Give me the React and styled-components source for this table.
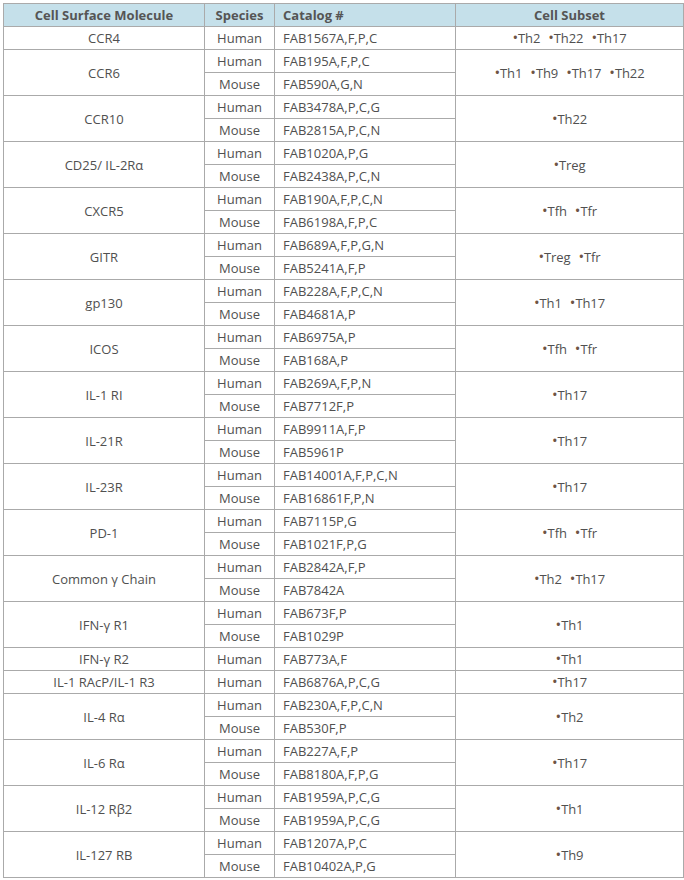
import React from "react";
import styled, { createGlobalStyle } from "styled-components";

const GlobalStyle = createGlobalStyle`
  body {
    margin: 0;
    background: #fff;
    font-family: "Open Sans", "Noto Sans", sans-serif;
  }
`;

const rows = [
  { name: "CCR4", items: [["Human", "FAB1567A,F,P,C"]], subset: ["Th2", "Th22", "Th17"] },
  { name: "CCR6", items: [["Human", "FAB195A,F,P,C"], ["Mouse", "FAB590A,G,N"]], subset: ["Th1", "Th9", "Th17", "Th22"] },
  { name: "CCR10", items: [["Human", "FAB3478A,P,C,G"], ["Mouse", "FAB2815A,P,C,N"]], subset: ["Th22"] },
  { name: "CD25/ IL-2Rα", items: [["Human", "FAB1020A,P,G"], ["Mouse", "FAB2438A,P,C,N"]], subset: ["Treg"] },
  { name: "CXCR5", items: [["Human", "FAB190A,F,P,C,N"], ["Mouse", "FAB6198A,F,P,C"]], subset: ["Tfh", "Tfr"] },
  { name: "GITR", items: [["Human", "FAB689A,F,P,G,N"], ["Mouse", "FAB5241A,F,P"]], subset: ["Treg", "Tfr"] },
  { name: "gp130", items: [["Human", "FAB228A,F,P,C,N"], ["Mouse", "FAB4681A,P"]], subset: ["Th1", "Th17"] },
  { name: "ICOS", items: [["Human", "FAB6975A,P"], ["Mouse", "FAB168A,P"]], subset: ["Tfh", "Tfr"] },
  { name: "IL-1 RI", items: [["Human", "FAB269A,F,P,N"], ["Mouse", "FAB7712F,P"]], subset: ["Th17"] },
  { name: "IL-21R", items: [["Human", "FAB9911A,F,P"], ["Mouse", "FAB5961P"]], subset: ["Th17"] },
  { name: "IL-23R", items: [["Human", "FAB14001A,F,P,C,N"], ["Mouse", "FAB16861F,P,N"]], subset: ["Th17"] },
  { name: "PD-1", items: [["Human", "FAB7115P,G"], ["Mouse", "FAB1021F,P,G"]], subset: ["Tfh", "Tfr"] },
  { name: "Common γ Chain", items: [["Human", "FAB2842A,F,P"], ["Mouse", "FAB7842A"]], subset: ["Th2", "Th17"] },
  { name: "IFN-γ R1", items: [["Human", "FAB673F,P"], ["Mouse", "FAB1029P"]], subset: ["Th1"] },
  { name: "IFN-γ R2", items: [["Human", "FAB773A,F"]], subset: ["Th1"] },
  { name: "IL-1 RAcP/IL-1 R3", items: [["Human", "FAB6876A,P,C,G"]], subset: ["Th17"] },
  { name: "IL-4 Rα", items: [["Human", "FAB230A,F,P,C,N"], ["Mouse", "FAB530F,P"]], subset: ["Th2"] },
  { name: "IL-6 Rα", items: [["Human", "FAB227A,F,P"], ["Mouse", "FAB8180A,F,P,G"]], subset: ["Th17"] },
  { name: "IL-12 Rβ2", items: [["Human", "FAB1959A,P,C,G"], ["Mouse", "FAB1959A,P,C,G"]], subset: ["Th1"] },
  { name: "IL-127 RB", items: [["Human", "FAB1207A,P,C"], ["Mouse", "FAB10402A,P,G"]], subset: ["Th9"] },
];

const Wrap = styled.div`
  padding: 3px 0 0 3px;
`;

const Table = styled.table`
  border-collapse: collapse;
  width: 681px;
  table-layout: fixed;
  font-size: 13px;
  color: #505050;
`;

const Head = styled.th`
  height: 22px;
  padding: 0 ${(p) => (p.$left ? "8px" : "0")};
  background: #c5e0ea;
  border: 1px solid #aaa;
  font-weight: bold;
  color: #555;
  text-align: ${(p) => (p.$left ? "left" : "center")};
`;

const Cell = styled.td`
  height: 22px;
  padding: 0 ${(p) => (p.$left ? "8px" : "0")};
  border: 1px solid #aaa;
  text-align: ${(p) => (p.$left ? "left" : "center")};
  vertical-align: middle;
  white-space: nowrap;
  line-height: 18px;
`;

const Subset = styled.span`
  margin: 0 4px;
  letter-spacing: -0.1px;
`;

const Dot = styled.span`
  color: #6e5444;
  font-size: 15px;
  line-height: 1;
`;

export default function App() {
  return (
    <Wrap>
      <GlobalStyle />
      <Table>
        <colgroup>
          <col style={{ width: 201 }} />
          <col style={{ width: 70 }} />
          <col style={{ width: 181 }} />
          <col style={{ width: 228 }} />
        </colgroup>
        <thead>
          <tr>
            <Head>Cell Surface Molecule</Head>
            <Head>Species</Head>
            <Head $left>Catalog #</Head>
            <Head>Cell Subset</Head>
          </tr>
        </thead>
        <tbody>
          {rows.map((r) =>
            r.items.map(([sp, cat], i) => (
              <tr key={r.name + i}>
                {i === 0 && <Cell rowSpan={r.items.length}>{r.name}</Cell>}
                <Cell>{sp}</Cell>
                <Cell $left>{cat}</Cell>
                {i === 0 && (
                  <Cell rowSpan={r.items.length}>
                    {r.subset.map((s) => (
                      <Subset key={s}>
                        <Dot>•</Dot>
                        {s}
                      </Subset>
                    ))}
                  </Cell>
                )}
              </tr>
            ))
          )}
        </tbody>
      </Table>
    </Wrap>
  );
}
* * *
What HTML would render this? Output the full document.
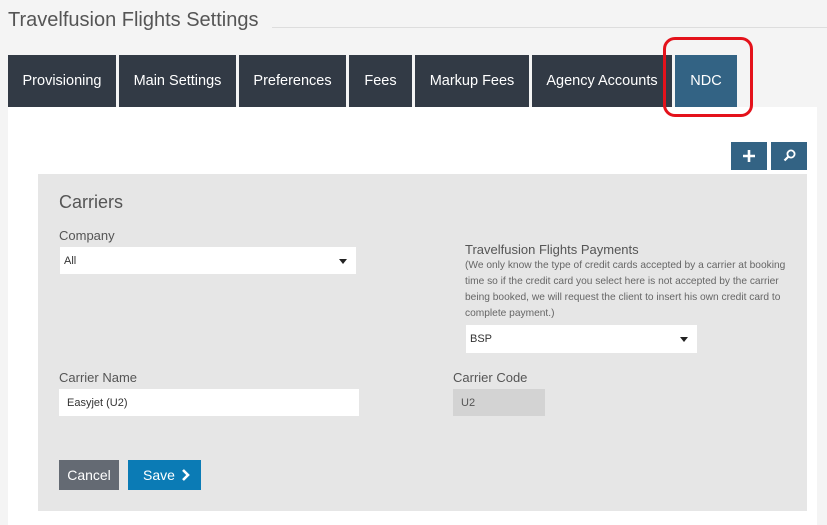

Task to carry out: Collect the lines that hold "this".

Answer:
Give me the React and styled-components source for this table.
What HTML would render this? Output the full document.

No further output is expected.